Exercise goal = In the listing below, identify each line with the word "that" and return those lines.

------------------------------------------------------------

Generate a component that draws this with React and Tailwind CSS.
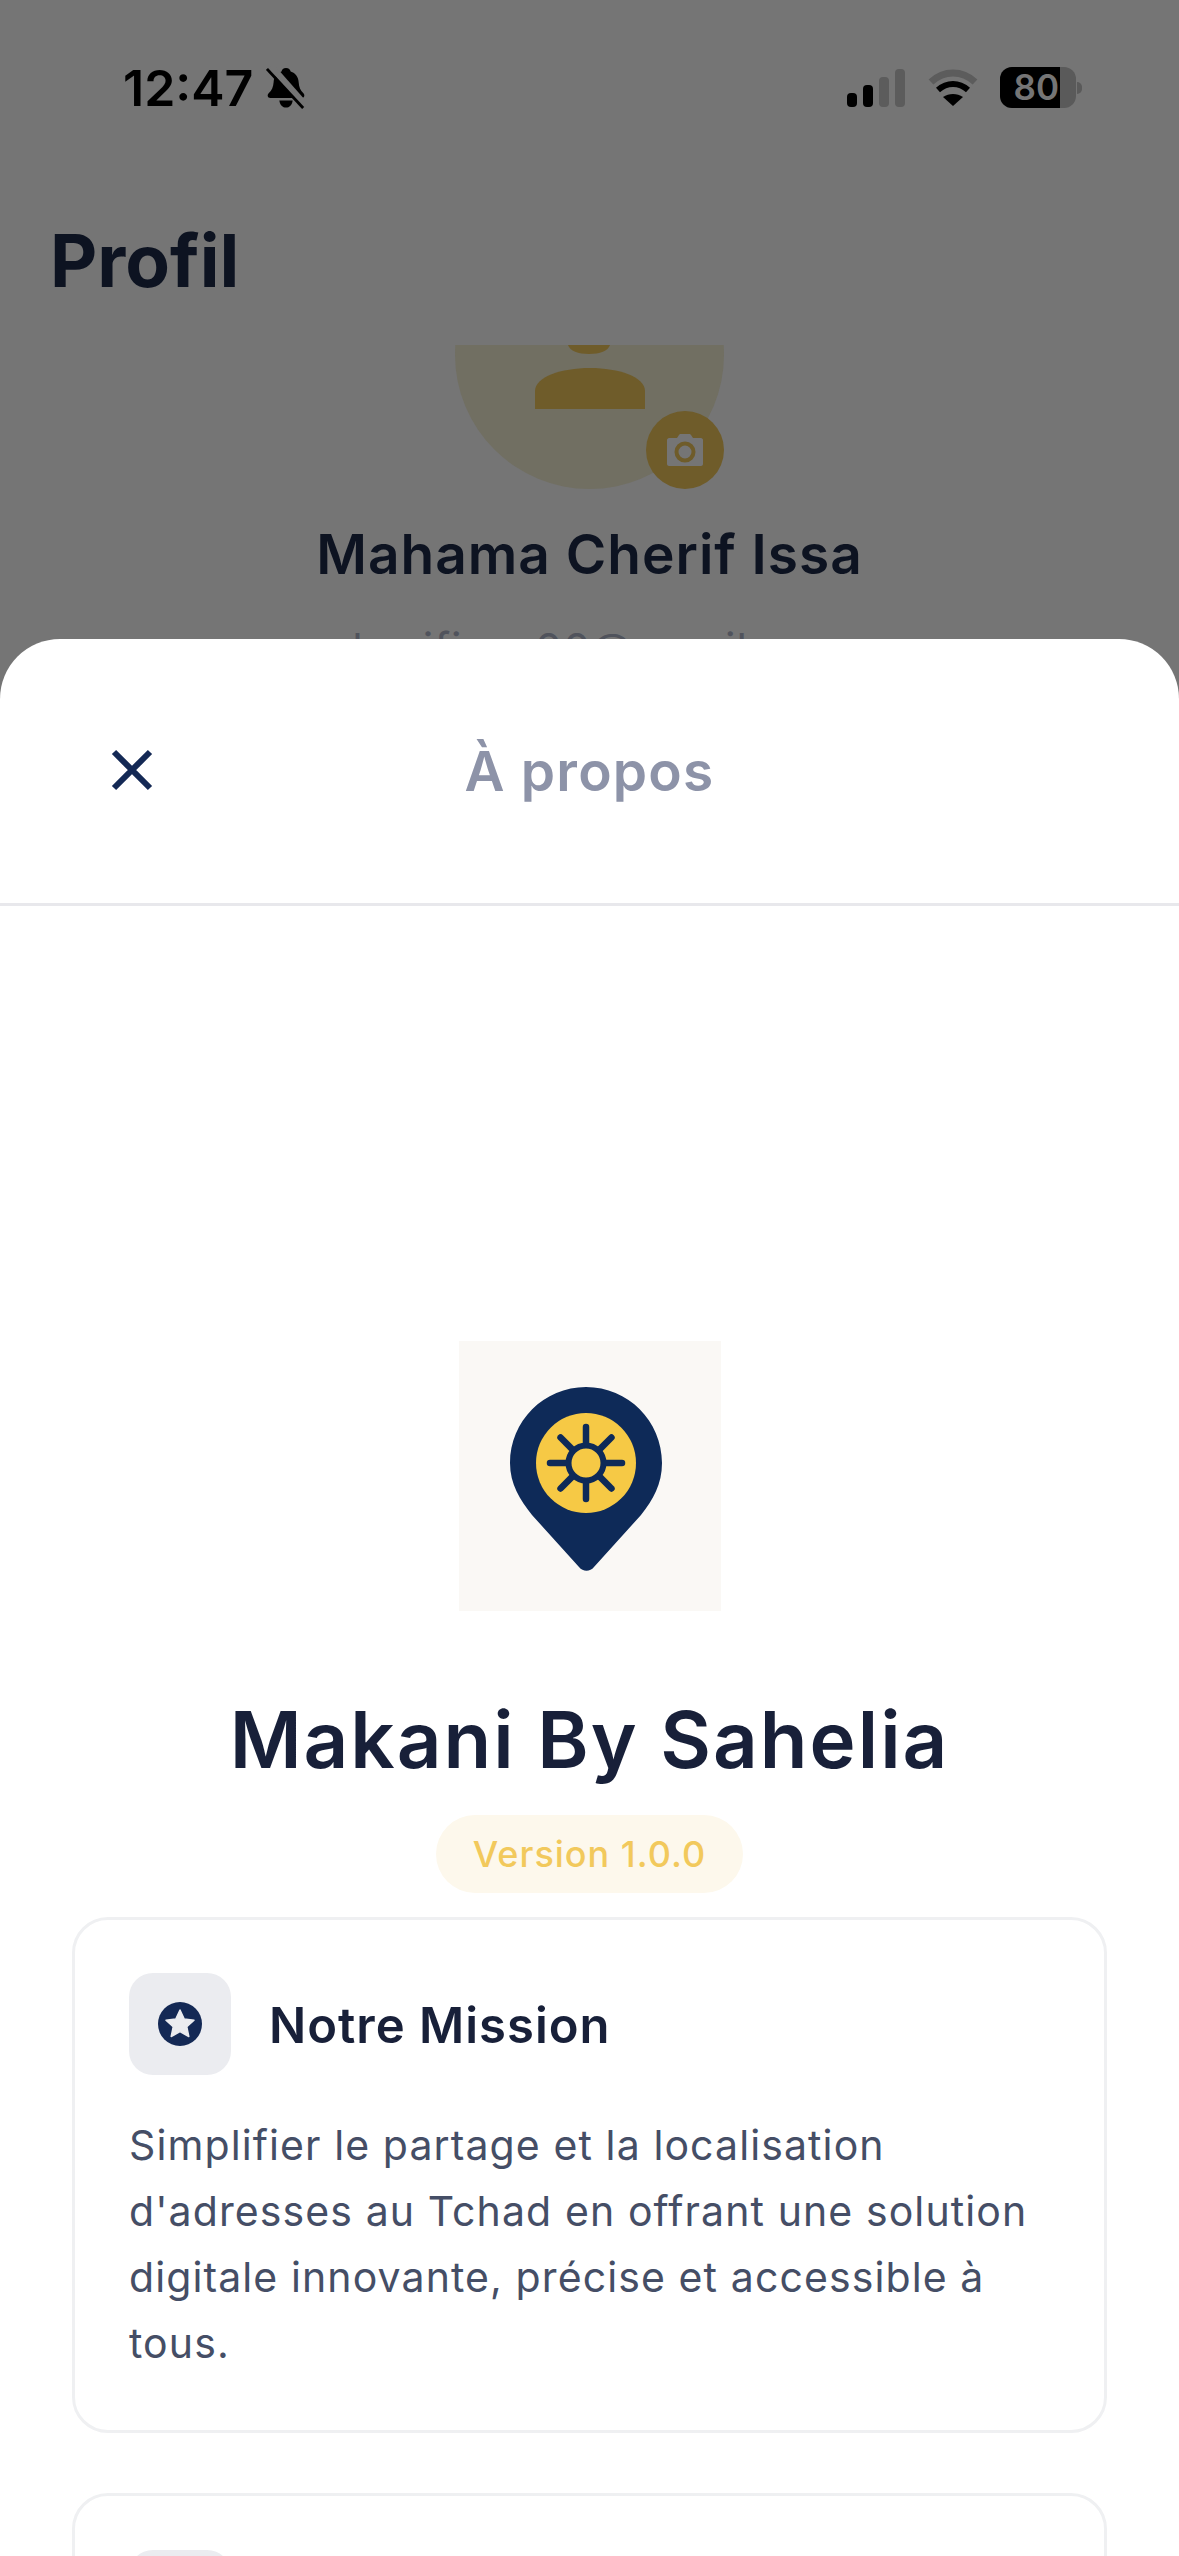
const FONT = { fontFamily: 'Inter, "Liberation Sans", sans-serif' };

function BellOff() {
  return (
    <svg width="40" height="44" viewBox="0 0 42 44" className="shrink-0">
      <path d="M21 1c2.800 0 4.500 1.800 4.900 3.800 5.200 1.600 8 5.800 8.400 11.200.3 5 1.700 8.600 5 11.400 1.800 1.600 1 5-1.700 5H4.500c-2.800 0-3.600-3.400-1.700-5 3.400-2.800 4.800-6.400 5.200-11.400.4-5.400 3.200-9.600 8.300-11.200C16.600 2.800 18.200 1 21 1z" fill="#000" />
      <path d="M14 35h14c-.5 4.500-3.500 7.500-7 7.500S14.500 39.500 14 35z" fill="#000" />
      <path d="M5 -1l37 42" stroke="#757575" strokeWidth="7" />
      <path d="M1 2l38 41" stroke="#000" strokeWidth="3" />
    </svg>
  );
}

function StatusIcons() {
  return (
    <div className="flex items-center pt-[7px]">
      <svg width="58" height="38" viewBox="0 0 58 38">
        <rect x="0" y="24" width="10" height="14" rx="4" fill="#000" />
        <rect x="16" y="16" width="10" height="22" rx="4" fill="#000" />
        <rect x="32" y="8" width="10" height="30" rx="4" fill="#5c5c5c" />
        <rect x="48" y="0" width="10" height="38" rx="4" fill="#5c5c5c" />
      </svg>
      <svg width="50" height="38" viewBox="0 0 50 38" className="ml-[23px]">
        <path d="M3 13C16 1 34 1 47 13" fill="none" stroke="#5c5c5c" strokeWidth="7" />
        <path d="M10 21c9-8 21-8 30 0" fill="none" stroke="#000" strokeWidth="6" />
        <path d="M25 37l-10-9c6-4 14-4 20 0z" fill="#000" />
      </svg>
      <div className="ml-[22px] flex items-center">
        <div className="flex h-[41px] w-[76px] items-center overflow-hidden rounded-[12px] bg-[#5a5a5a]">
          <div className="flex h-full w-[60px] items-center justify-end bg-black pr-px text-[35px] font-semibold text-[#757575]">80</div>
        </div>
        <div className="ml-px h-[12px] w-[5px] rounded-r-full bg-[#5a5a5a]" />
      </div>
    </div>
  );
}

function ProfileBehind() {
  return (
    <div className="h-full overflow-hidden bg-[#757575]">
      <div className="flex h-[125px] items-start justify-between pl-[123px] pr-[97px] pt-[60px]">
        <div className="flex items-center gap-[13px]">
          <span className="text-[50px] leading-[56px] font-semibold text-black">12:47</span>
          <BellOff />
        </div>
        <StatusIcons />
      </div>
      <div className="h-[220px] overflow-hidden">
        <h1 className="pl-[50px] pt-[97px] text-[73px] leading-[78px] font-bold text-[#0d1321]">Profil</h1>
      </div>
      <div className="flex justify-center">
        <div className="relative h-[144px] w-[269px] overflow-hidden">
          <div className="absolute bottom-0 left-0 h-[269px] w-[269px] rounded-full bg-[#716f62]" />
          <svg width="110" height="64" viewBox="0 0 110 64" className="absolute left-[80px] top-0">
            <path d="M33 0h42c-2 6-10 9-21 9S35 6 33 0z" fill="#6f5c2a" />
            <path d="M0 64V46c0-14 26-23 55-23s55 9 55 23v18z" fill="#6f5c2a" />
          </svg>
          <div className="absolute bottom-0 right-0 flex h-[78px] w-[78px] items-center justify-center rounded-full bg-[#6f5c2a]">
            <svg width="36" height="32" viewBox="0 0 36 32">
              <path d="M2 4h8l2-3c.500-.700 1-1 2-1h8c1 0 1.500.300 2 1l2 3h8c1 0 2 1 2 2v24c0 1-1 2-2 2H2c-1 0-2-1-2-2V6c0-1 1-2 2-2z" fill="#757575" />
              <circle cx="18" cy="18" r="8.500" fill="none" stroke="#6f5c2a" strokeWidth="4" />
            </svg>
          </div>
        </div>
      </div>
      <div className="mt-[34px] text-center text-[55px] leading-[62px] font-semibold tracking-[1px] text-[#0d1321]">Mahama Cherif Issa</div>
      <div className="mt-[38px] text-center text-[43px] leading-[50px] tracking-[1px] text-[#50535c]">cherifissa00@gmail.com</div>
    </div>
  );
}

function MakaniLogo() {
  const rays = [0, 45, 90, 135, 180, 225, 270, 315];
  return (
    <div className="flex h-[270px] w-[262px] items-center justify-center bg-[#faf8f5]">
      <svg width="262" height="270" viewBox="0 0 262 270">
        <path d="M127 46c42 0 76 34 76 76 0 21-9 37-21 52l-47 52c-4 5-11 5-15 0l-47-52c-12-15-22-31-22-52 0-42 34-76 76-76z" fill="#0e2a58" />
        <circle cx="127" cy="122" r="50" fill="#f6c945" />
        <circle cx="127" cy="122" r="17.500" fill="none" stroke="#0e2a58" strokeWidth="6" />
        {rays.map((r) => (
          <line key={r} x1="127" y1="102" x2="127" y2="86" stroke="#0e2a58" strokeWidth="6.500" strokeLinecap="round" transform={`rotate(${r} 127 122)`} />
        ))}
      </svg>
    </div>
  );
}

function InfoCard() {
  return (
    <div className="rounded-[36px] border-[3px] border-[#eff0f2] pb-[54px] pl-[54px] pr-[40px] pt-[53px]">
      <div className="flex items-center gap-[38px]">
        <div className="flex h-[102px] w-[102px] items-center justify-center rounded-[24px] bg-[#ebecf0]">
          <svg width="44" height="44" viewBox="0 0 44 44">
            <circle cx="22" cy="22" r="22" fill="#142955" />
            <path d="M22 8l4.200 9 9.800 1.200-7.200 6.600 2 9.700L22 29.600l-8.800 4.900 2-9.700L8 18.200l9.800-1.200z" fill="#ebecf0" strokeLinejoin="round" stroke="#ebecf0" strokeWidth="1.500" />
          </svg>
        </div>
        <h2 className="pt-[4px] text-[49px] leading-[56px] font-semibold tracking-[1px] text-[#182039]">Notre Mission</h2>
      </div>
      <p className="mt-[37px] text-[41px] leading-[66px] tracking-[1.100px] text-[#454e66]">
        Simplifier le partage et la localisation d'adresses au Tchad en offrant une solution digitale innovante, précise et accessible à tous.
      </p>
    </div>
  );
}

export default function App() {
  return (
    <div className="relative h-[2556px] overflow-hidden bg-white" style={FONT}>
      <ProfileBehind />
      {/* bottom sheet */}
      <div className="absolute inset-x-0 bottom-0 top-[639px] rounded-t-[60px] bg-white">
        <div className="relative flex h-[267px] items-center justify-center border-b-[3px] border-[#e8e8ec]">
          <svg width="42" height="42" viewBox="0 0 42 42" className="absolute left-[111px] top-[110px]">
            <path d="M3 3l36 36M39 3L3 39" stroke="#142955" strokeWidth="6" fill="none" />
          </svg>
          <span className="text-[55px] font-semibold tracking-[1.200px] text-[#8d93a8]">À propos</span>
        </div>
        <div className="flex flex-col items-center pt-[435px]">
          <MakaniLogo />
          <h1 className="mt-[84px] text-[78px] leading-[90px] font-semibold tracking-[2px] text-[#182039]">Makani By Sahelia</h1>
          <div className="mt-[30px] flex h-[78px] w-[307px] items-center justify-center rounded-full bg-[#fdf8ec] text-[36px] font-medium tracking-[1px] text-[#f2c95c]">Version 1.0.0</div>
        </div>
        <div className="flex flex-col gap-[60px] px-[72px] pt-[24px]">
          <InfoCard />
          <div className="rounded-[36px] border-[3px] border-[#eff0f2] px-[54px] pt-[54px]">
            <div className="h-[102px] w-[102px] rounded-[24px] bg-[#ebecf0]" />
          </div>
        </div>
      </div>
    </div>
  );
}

------------------------------------------------------------

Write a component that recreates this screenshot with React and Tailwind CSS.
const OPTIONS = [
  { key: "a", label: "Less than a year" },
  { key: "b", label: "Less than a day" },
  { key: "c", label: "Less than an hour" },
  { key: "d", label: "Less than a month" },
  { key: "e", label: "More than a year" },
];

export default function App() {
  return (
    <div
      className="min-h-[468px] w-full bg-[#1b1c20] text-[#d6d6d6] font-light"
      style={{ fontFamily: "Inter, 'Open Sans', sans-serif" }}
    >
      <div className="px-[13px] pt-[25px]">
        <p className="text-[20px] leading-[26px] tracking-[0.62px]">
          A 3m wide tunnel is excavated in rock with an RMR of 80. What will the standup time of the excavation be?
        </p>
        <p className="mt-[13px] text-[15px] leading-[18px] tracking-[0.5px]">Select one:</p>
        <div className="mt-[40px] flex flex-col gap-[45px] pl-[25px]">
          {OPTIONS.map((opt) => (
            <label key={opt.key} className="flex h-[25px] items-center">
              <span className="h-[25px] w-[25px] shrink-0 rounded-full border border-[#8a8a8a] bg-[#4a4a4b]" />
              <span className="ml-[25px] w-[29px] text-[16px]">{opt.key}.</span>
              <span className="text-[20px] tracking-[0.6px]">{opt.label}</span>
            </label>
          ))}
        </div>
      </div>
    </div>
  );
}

------------------------------------------------------------

The completed task =
Generate a component that draws this with React and Tailwind CSS.
Write a component that recreates this screenshot with React and Tailwind CSS.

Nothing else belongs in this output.